[START DATASET CONTENT]

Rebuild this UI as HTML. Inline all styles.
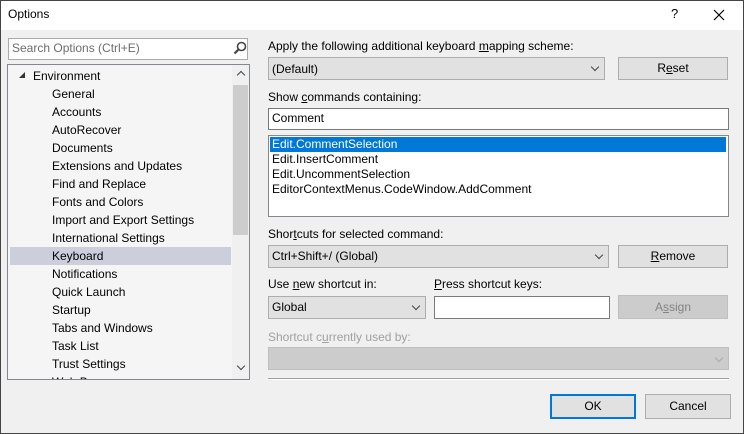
<!DOCTYPE html><html><head><style>
body{margin:0;width:744px;height:434px;overflow:hidden;font-family:"Segoe UI","Liberation Sans",sans-serif;font-size:12px;color:#000}
.win{position:absolute;left:0;top:0;width:744px;height:434px;background:#f0f0f0}
.t{position:absolute;white-space:nowrap}
.box{position:absolute;box-sizing:border-box}
.tb{background:#fff;border:1px solid #7a7a7a}
.cb{background:#e1e1e1;border:1px solid #adadad}
.btn{background:#e1e1e1;border:1px solid #adadad;text-align:center}
u{text-decoration:underline}
.row{position:absolute;left:44px;height:18px;line-height:18px}
.chev{position:absolute;width:5px;height:5px;border-right:1px solid #444;border-bottom:1px solid #444;transform:rotate(45deg)}
</style></head><body><div class="win">
<div class="box" style="left:0;top:0;width:744px;height:30px;background:#fff"></div>
<div class="t" style="left:8px;top:7px;font-size:12px">Options</div>
<div class="t" style="left:671px;top:6px;font-size:13px">?</div>
<svg class="box" style="left:713px;top:9px" width="12" height="12"><path d="M1 1L11 11M11 1L1 11" stroke="#000" stroke-width="1.2"/></svg>
<div class="box tb" style="left:8px;top:38px;width:240px;height:22px;border-color:#ababab"></div>
<div class="t" style="left:12px;top:41px;color:#6d6d6d">Search Options (Ctrl+E)</div>
<svg class="box" style="left:233px;top:41px" width="14" height="14"><circle cx="8.5" cy="5.5" r="4" fill="none" stroke="#444" stroke-width="1.6"/><path d="M5.5 8.5L1.5 12.5" stroke="#444" stroke-width="2.2"/></svg>
<div class="box" style="left:7px;top:64px;width:243px;height:316px;border:1px solid #828790;background:#f5f5f5;overflow:hidden">
<div class="box" style="left:224px;top:0;width:17px;height:314px;background:#f0f0f0"></div>
<div class="box" style="left:225px;top:20px;width:15px;height:150px;background:#cdcdcd"></div>
<div class="chev" style="left:230px;top:7px;transform:rotate(225deg)"></div>
<div class="chev" style="left:230px;top:298px"></div>
<div class="box" style="left:2px;top:182px;width:221px;height:18px;background:#cccedb"></div>
<svg class="box" style="left:11px;top:7px" width="7" height="7"><path d="M6 0V6H0Z" fill="#333"/></svg>
<div class="row" style="left:25px;top:2px">Environment</div>
<div class="row" style="top:20px">General</div>
<div class="row" style="top:38px">Accounts</div>
<div class="row" style="top:56px">AutoRecover</div>
<div class="row" style="top:74px">Documents</div>
<div class="row" style="top:92px">Extensions and Updates</div>
<div class="row" style="top:110px">Find and Replace</div>
<div class="row" style="top:128px">Fonts and Colors</div>
<div class="row" style="top:146px">Import and Export Settings</div>
<div class="row" style="top:164px">International Settings</div>
<div class="row" style="top:182px">Keyboard</div>
<div class="row" style="top:200px">Notifications</div>
<div class="row" style="top:218px">Quick Launch</div>
<div class="row" style="top:236px">Startup</div>
<div class="row" style="top:254px">Tabs and Windows</div>
<div class="row" style="top:272px">Task List</div>
<div class="row" style="top:290px">Trust Settings</div>
<div class="row" style="top:308px">Web Browser</div>
</div>
<div class="t" style="left:268px;top:39px">Apply the following additional keyboard <u>m</u>apping scheme:</div>
<div class="box cb" style="left:268px;top:57px;width:337px;height:23px"></div>
<div class="t" style="left:272px;top:62px">(Default)</div>
<div class="chev" style="left:592px;top:64px"></div>
<div class="box btn" style="left:618px;top:57px;width:110px;height:23px;line-height:21px">R<u>e</u>set</div>
<div class="t" style="left:268px;top:90px">Show <u>c</u>ommands containing:</div>
<div class="box tb" style="left:268px;top:108px;width:461px;height:22px"></div>
<div class="t" style="left:272px;top:111px">Comment</div>
<div class="box tb" style="left:268px;top:135px;width:461px;height:82px;border-color:#828790"></div>
<div class="box" style="left:270px;top:137px;width:456px;height:15px;background:#0078d7"></div>
<div class="t" style="left:272px;top:137px;color:#fff;line-height:15px">Edit.CommentSelection</div>
<div class="t" style="left:272px;top:152px;line-height:15px">Edit.InsertComment</div>
<div class="t" style="left:272px;top:167px;line-height:15px">Edit.UncommentSelection</div>
<div class="t" style="left:272px;top:182px;line-height:15px">EditorContextMenus.CodeWindow.AddComment</div>
<div class="t" style="left:268px;top:227px">Shor<u>t</u>cuts for selected command:</div>
<div class="box cb" style="left:268px;top:245px;width:341px;height:23px"></div>
<div class="t" style="left:272px;top:249px">Ctrl+Shift+/ (Global)</div>
<div class="chev" style="left:596px;top:252px"></div>
<div class="box btn" style="left:618px;top:245px;width:110px;height:23px;line-height:21px"><u>R</u>emove</div>
<div class="t" style="left:268px;top:277px">Use <u>n</u>ew shortcut in:</div>
<div class="t" style="left:434px;top:277px"><u>P</u>ress shortcut keys:</div>
<div class="box cb" style="left:268px;top:296px;width:158px;height:23px"></div>
<div class="t" style="left:272px;top:300px">Global</div>
<div class="chev" style="left:413px;top:303px"></div>
<div class="box tb" style="left:434px;top:296px;width:176px;height:23px"></div>
<div class="box btn" style="left:618px;top:295px;width:110px;height:24px;line-height:22px;background:#cccccc;border-color:#bfbfbf;color:#838383">A<u>s</u>sign</div>
<div class="t" style="left:268px;top:330px;color:#a0a0a0">Shortcut c<u>u</u>rrently used by:</div>
<div class="box" style="left:268px;top:347px;width:461px;height:23px;background:#cccccc;border:1px solid #bfbfbf"></div>
<div class="chev" style="left:716px;top:355px;border-color:#aaa"></div>
<div class="box" style="left:268px;top:378px;width:461px;height:1px;background:#a0a0a0"></div>
<div class="box" style="left:268px;top:379px;width:461px;height:1px;background:#fff"></div>
<div class="box btn" style="left:550px;top:394px;width:86px;height:25px;line-height:21px;border:2px solid #0078d7">OK</div>
<div class="box btn" style="left:645px;top:394px;width:86px;height:25px;line-height:23px">Cancel</div>
<div class="box" style="left:0;top:0;width:744px;height:434px;border:1px solid #444"></div>
</div></body></html>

[END DATASET CONTENT]

▶ _STATED PROBLEM_: Exclude the pictures. Write out the remaining data exactly.

▶ _SOLUTION FOR THIS EXERCISE_:
Rebuild this UI as HTML. Inline all styles.
<!DOCTYPE html><html><head><style>
body{margin:0;width:744px;height:434px;overflow:hidden;font-family:"Segoe UI","Liberation Sans",sans-serif;font-size:12px;color:#000}
.win{position:absolute;left:0;top:0;width:744px;height:434px;background:#f0f0f0}
.t{position:absolute;white-space:nowrap}
.box{position:absolute;box-sizing:border-box}
.tb{background:#fff;border:1px solid #7a7a7a}
.cb{background:#e1e1e1;border:1px solid #adadad}
.btn{background:#e1e1e1;border:1px solid #adadad;text-align:center}
u{text-decoration:underline}
.row{position:absolute;left:44px;height:18px;line-height:18px}
.chev{position:absolute;width:5px;height:5px;border-right:1px solid #444;border-bottom:1px solid #444;transform:rotate(45deg)}
</style></head><body><div class="win">
<div class="box" style="left:0;top:0;width:744px;height:30px;background:#fff"></div>
<div class="t" style="left:8px;top:7px;font-size:12px">Options</div>
<div class="t" style="left:671px;top:6px;font-size:13px">?</div>
<svg class="box" style="left:713px;top:9px" width="12" height="12"><path d="M1 1L11 11M11 1L1 11" stroke="#000" stroke-width="1.2"/></svg>
<div class="box tb" style="left:8px;top:38px;width:240px;height:22px;border-color:#ababab"></div>
<div class="t" style="left:12px;top:41px;color:#6d6d6d">Search Options (Ctrl+E)</div>
<svg class="box" style="left:233px;top:41px" width="14" height="14"><circle cx="8.5" cy="5.5" r="4" fill="none" stroke="#444" stroke-width="1.6"/><path d="M5.5 8.5L1.5 12.5" stroke="#444" stroke-width="2.2"/></svg>
<div class="box" style="left:7px;top:64px;width:243px;height:316px;border:1px solid #828790;background:#f5f5f5;overflow:hidden">
<div class="box" style="left:224px;top:0;width:17px;height:314px;background:#f0f0f0"></div>
<div class="box" style="left:225px;top:20px;width:15px;height:150px;background:#cdcdcd"></div>
<div class="chev" style="left:230px;top:7px;transform:rotate(225deg)"></div>
<div class="chev" style="left:230px;top:298px"></div>
<div class="box" style="left:2px;top:182px;width:221px;height:18px;background:#cccedb"></div>
<svg class="box" style="left:11px;top:7px" width="7" height="7"><path d="M6 0V6H0Z" fill="#333"/></svg>
<div class="row" style="left:25px;top:2px">Environment</div>
<div class="row" style="top:20px">General</div>
<div class="row" style="top:38px">Accounts</div>
<div class="row" style="top:56px">AutoRecover</div>
<div class="row" style="top:74px">Documents</div>
<div class="row" style="top:92px">Extensions and Updates</div>
<div class="row" style="top:110px">Find and Replace</div>
<div class="row" style="top:128px">Fonts and Colors</div>
<div class="row" style="top:146px">Import and Export Settings</div>
<div class="row" style="top:164px">International Settings</div>
<div class="row" style="top:182px">Keyboard</div>
<div class="row" style="top:200px">Notifications</div>
<div class="row" style="top:218px">Quick Launch</div>
<div class="row" style="top:236px">Startup</div>
<div class="row" style="top:254px">Tabs and Windows</div>
<div class="row" style="top:272px">Task List</div>
<div class="row" style="top:290px">Trust Settings</div>
<div class="row" style="top:308px">Web Browser</div>
</div>
<div class="t" style="left:268px;top:39px">Apply the following additional keyboard <u>m</u>apping scheme:</div>
<div class="box cb" style="left:268px;top:57px;width:337px;height:23px"></div>
<div class="t" style="left:272px;top:62px">(Default)</div>
<div class="chev" style="left:592px;top:64px"></div>
<div class="box btn" style="left:618px;top:57px;width:110px;height:23px;line-height:21px">R<u>e</u>set</div>
<div class="t" style="left:268px;top:90px">Show <u>c</u>ommands containing:</div>
<div class="box tb" style="left:268px;top:108px;width:461px;height:22px"></div>
<div class="t" style="left:272px;top:111px">Comment</div>
<div class="box tb" style="left:268px;top:135px;width:461px;height:82px;border-color:#828790"></div>
<div class="box" style="left:270px;top:137px;width:456px;height:15px;background:#0078d7"></div>
<div class="t" style="left:272px;top:137px;color:#fff;line-height:15px">Edit.CommentSelection</div>
<div class="t" style="left:272px;top:152px;line-height:15px">Edit.InsertComment</div>
<div class="t" style="left:272px;top:167px;line-height:15px">Edit.UncommentSelection</div>
<div class="t" style="left:272px;top:182px;line-height:15px">EditorContextMenus.CodeWindow.AddComment</div>
<div class="t" style="left:268px;top:227px">Shor<u>t</u>cuts for selected command:</div>
<div class="box cb" style="left:268px;top:245px;width:341px;height:23px"></div>
<div class="t" style="left:272px;top:249px">Ctrl+Shift+/ (Global)</div>
<div class="chev" style="left:596px;top:252px"></div>
<div class="box btn" style="left:618px;top:245px;width:110px;height:23px;line-height:21px"><u>R</u>emove</div>
<div class="t" style="left:268px;top:277px">Use <u>n</u>ew shortcut in:</div>
<div class="t" style="left:434px;top:277px"><u>P</u>ress shortcut keys:</div>
<div class="box cb" style="left:268px;top:296px;width:158px;height:23px"></div>
<div class="t" style="left:272px;top:300px">Global</div>
<div class="chev" style="left:413px;top:303px"></div>
<div class="box tb" style="left:434px;top:296px;width:176px;height:23px"></div>
<div class="box btn" style="left:618px;top:295px;width:110px;height:24px;line-height:22px;background:#cccccc;border-color:#bfbfbf;color:#838383">A<u>s</u>sign</div>
<div class="t" style="left:268px;top:330px;color:#a0a0a0">Shortcut c<u>u</u>rrently used by:</div>
<div class="box" style="left:268px;top:347px;width:461px;height:23px;background:#cccccc;border:1px solid #bfbfbf"></div>
<div class="chev" style="left:716px;top:355px;border-color:#aaa"></div>
<div class="box" style="left:268px;top:378px;width:461px;height:1px;background:#a0a0a0"></div>
<div class="box" style="left:268px;top:379px;width:461px;height:1px;background:#fff"></div>
<div class="box btn" style="left:550px;top:394px;width:86px;height:25px;line-height:21px;border:2px solid #0078d7">OK</div>
<div class="box btn" style="left:645px;top:394px;width:86px;height:25px;line-height:23px">Cancel</div>
<div class="box" style="left:0;top:0;width:744px;height:434px;border:1px solid #444"></div>
</div></body></html>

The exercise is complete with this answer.